Sparks began to fly when Ramachandran said calls for housing to be a human right had been “co-opted by individuals who do not believe housing is actually a human right," alluding to Bonta, and charging that her opponent would be beholden to developer interests.

Bonta, the president of the Alameda Unified School District's Board of Education, urged for a "move beyond the hashtags that we often hear in this campaign and from the other candidate in this race."

And she repeatedly bashed the endorsement Ramachandran received from the Alameda Citizens Task Force, a local advocacy group that has opposed efforts to expand multifamily housing and battled with tenants groups in recent rent control campaigns.

"I find it really kind of striking that somebody who is endorsed and supported and proactively seeks out the endorsement of people who are NIMBYs [not in my back yard] ... [speaks] so callously about the fact that housing is a human right," said Bonta.

The pair offered ideas for the Legislature to take an expanded role toward ensuring that more affordable housing is constructed in the state.

Ramachandran advocated for taxes on large real estate developers and a greater reliance on government-built housing, to ensure "there is equity in terms of who is able to build [units]."

Bonta said the state could enact a uniform requirement for developers to make a certain percentage of new units affordable, similar to the local requirements that exist in many Bay Area cities.

"I think if we do that across the state and hold the line across the state, then a developer can't decide to try to pit one county or city against the other in declaring that it's too expensive to build the housing that we rightfully need," she said.

Underlying the candidate's responses was a familiar dynamic in local Democrat vs. Democrat elections: Bonta, the candidate with establishment backing, touted her ability to hit the ground running in Sacramento, while Ramachandran, who identifies with the party's left flank, pitched herself as a break from the status quo.

When asked by a listener how to address violent crime in the short term, Bonta said her work in education nonprofits makes her better suited to tackle the "solutions for today."

That experience, Bonta said, "is really at the heart of what the difference is between me and the other candidate in this race."

Ramachandran used her answers on issues like homelessness to deliver a message of change — and to tie Bonta to local elected officials who she said "are the spearhead of failed projects" to aid the unhoused.

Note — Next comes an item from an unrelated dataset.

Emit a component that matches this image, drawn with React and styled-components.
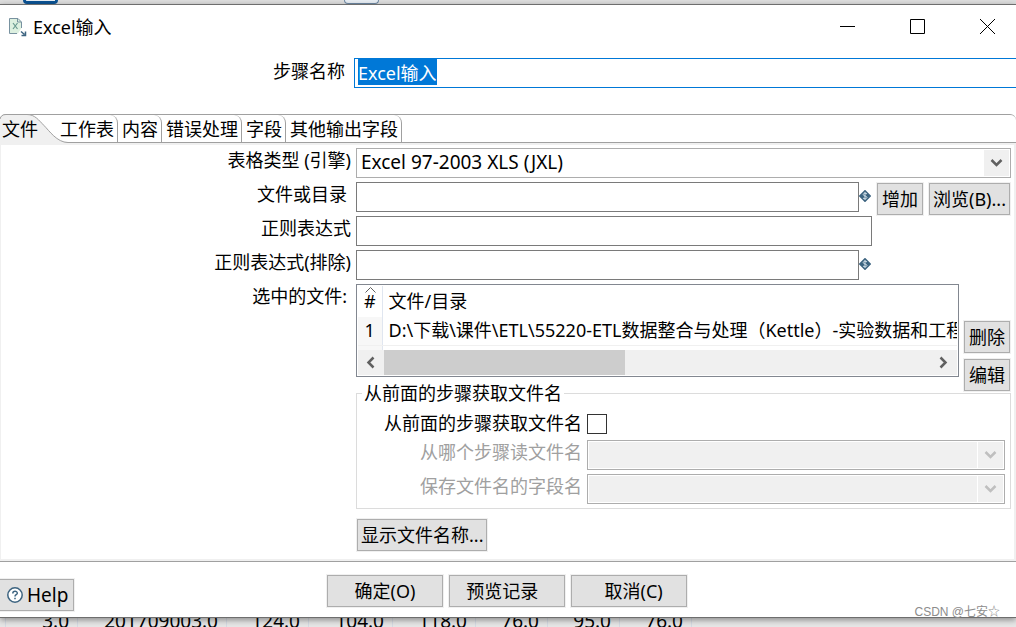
import { useEffect, useRef, useState } from 'react';
import styled, { createGlobalStyle, css } from 'styled-components';

const colors = {
    white: '#FFFFFF',
    text: '#000000',
    face: '#E1E1E1',
    faceBorder: '#ADADAD',
    light: '#F0F0F0',
    line: '#A0A0A0',
    inputBorder: '#7A7A7A',
    accent: '#0078D7',
    disabled: '#A0A0A0',
    steel: '#3D6480'
}

const GlobalStyle = createGlobalStyle`
    * {
        box-sizing: border-box;
    }
    body {
        margin: 0;
        overflow: hidden;
        background: #E6E6E6;
    }
    body, button, input, select {
        font-family: "Noto Sans", "Noto Sans CJK SC", sans-serif;
        font-size: 18px;
        color: ${colors.text};
    }
`;

const Backdrop = styled.div`
    display: flex;
    height: 4px;
    padding-left: 23px;
    gap: 286px;
    overflow: hidden;
    background: #DEDEDE;
`;

const ToolEdge = styled.span`
    width: 35px;
    height: 4px;
    border: ${({ $active }) => $active ? '3px solid #0B5394' : '1px solid #6F8AA5'};
    border-top: 0;
    border-radius: 0 0 5px 5px;
    background: #E8EEF4;
`;

const Window = styled.main`
    position: relative;
    z-index: 1;
    background: ${colors.white};
    border-top: 1px solid #6E6E6E;
    border-bottom: 1px solid #6E6E6E;
    box-shadow: 0 2px 6px rgba(0, 0, 0, 0.4);
`;

const TitleBar = styled.header`
    display: flex;
    align-items: center;
    height: 43px;
    padding-left: 8px;
    h1 {
        flex: 1;
        margin: 0 0 2px 6px;
        font-size: 18px;
        font-weight: 400;
    }
`;

const WindowButton = styled.button`
    display: flex;
    align-items: center;
    justify-content: center;
    width: 70px;
    height: 43px;
    padding: 0;
    border: 0;
    background: none;
    &:last-child {
        margin-right: -6px;
    }
`;

const Row = styled.div`
    display: flex;
    align-items: flex-start;
    height: ${({ $height }) => $height || 30}px;
`;

const Label = styled.label`
    flex: none;
    width: ${({ $width }) => $width || 355}px;
    padding-right: ${({ $trail }) => $trail ? 9 : 5}px;
    text-align: right;
    line-height: 24px;
    white-space: nowrap;
    color: ${({ $muted }) => $muted ? colors.disabled : colors.text};
`;

const TextBox = styled.input`
    flex: 1;
    min-width: 0;
    height: 30px;
    padding: 0 3px 2px;
    border: 1px solid ${colors.inputBorder};
    border-radius: 0;
    outline: none;
    background: ${colors.white};
`;

const StepRow = styled(Row)`
    margin: 10px 0 26px;
    ${Label} {
        width: 354px;
        padding-right: 9px;
        line-height: 26px;
    }
    ${TextBox} {
        border-color: ${colors.accent};
        border-right: 0;
        line-height: 24px;
        &::selection {
            color: ${colors.white};
            background: ${colors.accent};
        }
    }
`;

const TabBar = styled.div`
    display: flex;
    height: 29px;
    border: 1px solid ${colors.line};
    border-left: 0;
    border-right: 0;
    border-radius: 6px 6px 0 0;
`;

const Tab = styled.button`
    position: relative;
    padding: 1px 4px 0 4px;
    border: 0;
    border-right: 1px solid ${colors.line};
    border-top-right-radius: 8px;
    background: none;
    line-height: 26px;
    white-space: nowrap;
    &:not(:first-child) {
        padding-right: 3px;
    }
    ${({ $selected }) => $selected && css`
        width: 56px;
        padding: 1px 0 0 2px;
        border: 0;
        text-align: left;
    `}
    svg {
        position: absolute;
        top: -1px;
        left: 0;
    }
    span {
        position: relative;
    }
`;

const Panel = styled.section`
    display: flex;
    flex-direction: column;
    gap: 4px;
    padding: 3px 3px 8px 0;
    border: 2px solid ${colors.light};
    border-left-width: 1px;
`;

const SelectWrap = styled.div`
    position: relative;
    flex: 1;
    min-width: 0;
    select {
        display: block;
        width: 100%;
        height: 30px;
        padding: 0 30px 2px 4px;
        border: 1px solid ${colors.faceBorder};
        border-radius: 0;
        appearance: none;
        background: ${colors.white};
        box-shadow: inset 0 0 0 1px ${colors.white};
        font-size: 19px;
    }
    select:disabled {
        background: ${colors.light};
        opacity: 1;
    }
    span {
        position: absolute;
        top: 2px;
        right: 2px;
        bottom: 2px;
        width: 25px;
        display: flex;
        align-items: center;
        justify-content: center;
        background: ${colors.light};
        pointer-events: none;
    }
    select:disabled + span {
        width: 26px;
        border-left: 1px solid ${colors.white};
    }
`;

const Button = styled.button`
    flex: none;
    height: 32px;
    min-width: ${({ $wide }) => $wide ? 116 : 46}px;
    padding: 0 3px;
    border: 1px solid ${colors.faceBorder};
    background: ${colors.face};
    box-shadow: 0 0 0 1px ${colors.light};
    line-height: 28px;
    white-space: nowrap;
`;

const RowEnd = styled.div`
    flex: none;
    display: flex;
    gap: 6px;
    width: ${({ $width }) => $width}px;
    padding-top: 1px;
    > svg {
        flex: none;
        margin-top: 7px;
    }
`;

const FileBox = styled.div`
    flex: 1;
    min-width: 0;
    height: 93px;
    padding: 1px;
    overflow: hidden;
    border: 1px solid #828790;
`;

const TableView = styled.div`
    height: 64px;
    overflow: hidden;
    table {
        width: 1100px;
        border-collapse: collapse;
        table-layout: fixed;
    }
    th, td {
        padding: 0 0 0 6px;
        text-align: left;
        font-weight: 400;
        line-height: 27px;
        white-space: nowrap;
    }
    th {
        height: 31px;
    }
    td {
        height: 28px;
        border-bottom: 1px solid ${colors.light};
    }
    th:first-child, td:first-child {
        position: relative;
        width: 24px;
        padding-left: 0;
        text-align: center;
        border-right: 1px solid #E0E6F0;
    }
    td:first-child {
        background: #F7F7F7;
    }
    th svg {
        position: absolute;
        top: 1px;
        left: 7px;
    }
`;

const ScrollBar = styled.div`
    display: flex;
    height: 25px;
    background: ${colors.light};
    button {
        width: 26px;
        padding: 0 2px 0 0;
        border: 0;
        background: none;
    }
    button svg {
        display: block;
        margin: 0 auto;
    }
    div {
        flex: 1;
    }
    div span {
        display: block;
        width: 44%;
        height: 100%;
        background: #CDCDCD;
    }
`;

const SideButtons = styled.div`
    flex: none;
    display: flex;
    flex-direction: column;
    gap: 6px;
    padding: 37px 1px 0 5px;
`;

const Group = styled.fieldset`
    display: flex;
    flex-direction: column;
    gap: 4px;
    min-width: 0;
    margin: 1px 0 0 355px;
    padding: 6px 5px 4px 0;
    border: 1px solid #DCDCDC;
    legend {
        margin-left: 5px;
        padding: 0 2px;
        line-height: 22px;
    }
`;

const CheckRow = styled(Row)`
    height: 26px;
    ${Label} {
        line-height: 26px;
    }
`;

const CheckBox = styled.input`
    width: 20px;
    height: 20px;
    margin: 4px 0 0;
    border: 1px solid #333333;
    appearance: none;
    background: ${colors.white};
    &:checked {
        background: ${colors.accent};
    }
`;

const ShowNames = styled.div`
    padding: 6px 0 0 356px;
`;

const Footer = styled.footer`
    display: grid;
    grid-template-columns: 1fr auto 1fr;
    align-items: start;
    padding: 13px 2px 6px 0;
    border-top: 1px solid ${colors.line};
`;

const FooterButtons = styled.div`
    display: flex;
    gap: 6px;
`;

const HelpButton = styled(Button)`
    display: flex;
    align-items: center;
    justify-self: start;
    gap: 4px;
    margin-top: 4px;
    padding: 0 5px 0 7px;
    border-left: 0;
    font-size: 19px;
`;

const Watermark = styled.small`
    position: absolute;
    right: 16px;
    bottom: -3px;
    font: 12px/16px "Liberation Sans", "Noto Sans CJK SC", sans-serif;
    color: #8C8C8C;
`;

const DataTable = styled.table`
    margin: -12px 0 0 5px;
    border-collapse: collapse;
    table-layout: fixed;
    width: 686px;
    td {
        padding: 0 8px 0 0;
        border: 1px solid #D5DAE3;
        text-align: right;
        font-size: 19px;
        line-height: 28px;
    }
`;

const tabs = ['文件', '工作表', '内容', '错误处理', '字段', '其他输出字段'];

const preview = [
    ['3.0', 72],
    ['201709003.0', 149],
    ['124.0', 82],
    ['104.0', 84],
    ['118.0', 83],
    ['76.0', 72],
    ['95.0', 72],
    ['76.0', 72]
];

const ExcelIcon = () => (
    <svg width="19" height="20" viewBox="0 0 19 20" fill="none">
        <path d="M2 1.500h8l3.500 3.500v6L10 16.500H2z" fill="#DDF0E0" />
        <path d="M13.500 11V5L10 1.500H1.500v15H9" stroke="#7892A0" />
        <path d="M9.500 1.500V5H13" stroke="#7892A0" />
        <path d="M5 6l4.500 6M9.500 6L5 12" stroke="#6A9A90" strokeWidth="1.200" />
        <path d="M13 14.500l3.500 3M17.500 14.500v4h-4" stroke="#3D6480" strokeWidth="1.500" />
    </svg>
)

const Chevron = ({ color = '#606060' }) => (
    <svg width="13" height="10" viewBox="0 0 13 10" fill="none">
        <path d="M1.5 2l5 5 5-5" stroke={color} strokeWidth="2.5" />
    </svg>
)

const Arrow = ({ right }) => (
    <svg width="11" height="13" viewBox="0 0 11 13" fill="none">
        <path d={right ? 'M2.5 1.5l5 5-5 5' : 'M8.5 1.5l-5 5 5 5'} stroke="#606060" strokeWidth="2.5" />
    </svg>
)

const VariableIcon = () => (
    <svg width="12" height="12" viewBox="0 0 12 12">
        <path d="M6 .8L11.200 6 6 11.200.8 6z" fill={colors.steel} stroke={colors.steel} strokeWidth="1.600" strokeLinejoin="round" />
        <path d="M8 4C7 2.800 4.200 3 4.200 4.600S8 5.800 8 7.400 5 9.200 4 8M6 2v8" fill="none" stroke="#D3E1EA" />
    </svg>
)

const HelpIcon = () => (
    <svg width="16" height="16" viewBox="0 0 16 16" fill="none" stroke={colors.steel}>
        <circle cx="8" cy="8" r="7.200" fill="#FFFFFF" strokeWidth="1.5" />
        <path d="M5.800 6.500c0-3 4.500-2.800 4.500-.3C10.300 7.800 8 7.700 8 9.500M8 10.800v1.500" strokeWidth="1.500" />
    </svg>
)

const Select = ({ id, disabled, children }) => (
    <SelectWrap>
        <select id={id} disabled={disabled}>{children}</select>
        <span><Chevron color={disabled ? '#BFBFBF' : '#606060'} /></span>
    </SelectWrap>
)

const App = () => {
    const [tab, setTab] = useState(0);
    const nameRef = useRef(null);

    useEffect(() => {
        nameRef.current.focus();
        nameRef.current.select();
    }, []);

    return (
        <>
            <GlobalStyle />
            <Backdrop>
                <ToolEdge $active />
                <ToolEdge />
            </Backdrop>
            <Window>
                <TitleBar>
                    <ExcelIcon />
                    <h1>Excel输入</h1>
                    <WindowButton aria-label="最小化">
                        <svg width="15" height="15"><path d="M0 7.500h15" stroke="#000" /></svg>
                    </WindowButton>
                    <WindowButton aria-label="最大化">
                        <svg width="15" height="15"><path d="M.5.5h14v14H.5z" fill="none" stroke="#000" /></svg>
                    </WindowButton>
                    <WindowButton aria-label="关闭">
                        <svg width="15" height="15"><path d="M0 0l15 15M15 0L0 15" stroke="#000" /></svg>
                    </WindowButton>
                </TitleBar>
                <StepRow>
                    <Label htmlFor="step">步骤名称</Label>
                    <TextBox id="step" ref={nameRef} defaultValue="Excel输入" />
                </StepRow>
                <TabBar role="tablist">
                    {tabs.map((name, i) => (
                        <Tab key={name} role="tab" aria-selected={tab === i} $selected={i === 0} onClick={() => setTab(i)}>
                            {i === 0 && (
                                <svg width="70" height="29" viewBox="0 0 70 29" fill="none">
                                    <path d="M0 29V5Q1 .5 6 .5h21c8 0 12 6 17 11s13 17 24 17v.5z" fill={colors.light} />
                                    <path d="M0 5Q1 .5 6 .5h21c8 0 12 6 17 11s13 17 24 17h2" stroke={colors.line} />
                                </svg>
                            )}
                            <span>{name}</span>
                        </Tab>
                    ))}
                </TabBar>
                <Panel>
                    <Row>
                        <Label htmlFor="engine">表格类型 (引擎)</Label>
                        <Select id="engine"><option>Excel 97-2003 XLS (JXL)</option></Select>
                    </Row>
                    <Row>
                        <Label htmlFor="path" $trail>文件或目录</Label>
                        <TextBox id="path" />
                        <RowEnd $width={152}>
                            <VariableIcon />
                            <Button>增加</Button>
                            <Button>浏览(B)...</Button>
                        </RowEnd>
                    </Row>
                    <Row>
                        <Label htmlFor="regex">正则表达式</Label>
                        <TextBox id="regex" />
                        <RowEnd $width={139} />
                    </Row>
                    <Row>
                        <Label htmlFor="exclude">正则表达式(排除)</Label>
                        <TextBox id="exclude" />
                        <RowEnd $width={152}>
                            <VariableIcon />
                        </RowEnd>
                    </Row>
                    <Row $height={93}>
                        <Label as="span" id="files" $trail>选中的文件:</Label>
                        <FileBox>
                            <TableView>
                                <table aria-labelledby="files">
                                    <thead>
                                        <tr>
                                            <th>
                                                <svg width="11" height="6"><path d="M.5 5.500l5-5 5 5" fill="none" stroke="#606060" /></svg>
                                                #
                                            </th>
                                            <th>文件/目录</th>
                                        </tr>
                                    </thead>
                                    <tbody>
                                        <tr>
                                            <td>1</td>
                                            <td>D:\下载\课件\ETL\55220-ETL数据整合与处理（Kettle）-实验数据和工程</td>
                                        </tr>
                                        <tr><td></td><td></td></tr>
                                    </tbody>
                                </table>
                            </TableView>
                            <ScrollBar>
                                <button aria-label="向左"><Arrow /></button>
                                <div><span /></div>
                                <button aria-label="向右"><Arrow right /></button>
                            </ScrollBar>
                        </FileBox>
                        <SideButtons>
                            <Button>删除</Button>
                            <Button>编辑</Button>
                        </SideButtons>
                    </Row>
                    <Group>
                        <legend>从前面的步骤获取文件名</legend>
                        <CheckRow>
                            <Label htmlFor="accept" $width={230}>从前面的步骤获取文件名</Label>
                            <CheckBox id="accept" type="checkbox" />
                        </CheckRow>
                        <Row>
                            <Label htmlFor="from" $width={230} $muted>从哪个步骤读文件名</Label>
                            <Select id="from" disabled />
                        </Row>
                        <Row>
                            <Label htmlFor="field" $width={230} $muted>保存文件名的字段名</Label>
                            <Select id="field" disabled />
                        </Row>
                    </Group>
                    <ShowNames>
                        <Button>显示文件名称...</Button>
                    </ShowNames>
                </Panel>
                <Footer>
                    <HelpButton><HelpIcon />Help</HelpButton>
                    <FooterButtons>
                        <Button $wide>确定(O)</Button>
                        <Button $wide>预览记录{'\u00a0\u00a0'}</Button>
                        <Button $wide>{'\u00a0\u00a0'}取消(C)</Button>
                    </FooterButtons>
                </Footer>
                <Watermark>CSDN @七安☆</Watermark>
            </Window>
            <DataTable>
                <colgroup>
                    {preview.map(([, width], i) => <col key={i} style={{ width }} />)}
                </colgroup>
                <tbody>
                    <tr>
                        {preview.map(([value], i) => <td key={i}>{value}</td>)}
                    </tr>
                </tbody>
            </DataTable>
        </>
    )
}

export default App;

"Our political leaders at the state and local level, particularly at the state level, love to try to throw money at the problem for the photo ops and hope it goes away," Ramachandran said.

The candidates' sharpest policy division came over the Oakland A's proposed stadium development at Howard Terminal. It's unclear what role a state legislator could play in the project's future, but more hurdles remain despite the city of Oakland's approval of a financial plan for the project.

"I believe we have an opportunity with the Howard Terminal project to ensure that working people have the jobs that they deserve in the city of Oakland, and I believe we have a pathway to be able to ensure that the environmental impacts are thoroughly reviewed and taken care of," said Bonta.

Ramachandran fired back against what she labeled "a real cop-out answer from my opponent."

"This is not a project about economic development, this is not about jobs for Oakland, this never has been," Ramachandran said. "This is about billionaire interests and billionaire-owned sports teams."

Voter turnout in the June primary was a paltry 20%, despite the Alameda County Registrar of Voters mailing every registered voter a ballot by default.

Ballots have already been mailed to voters for the special election runoff and the county is opening early voting locations and Election Day polling places.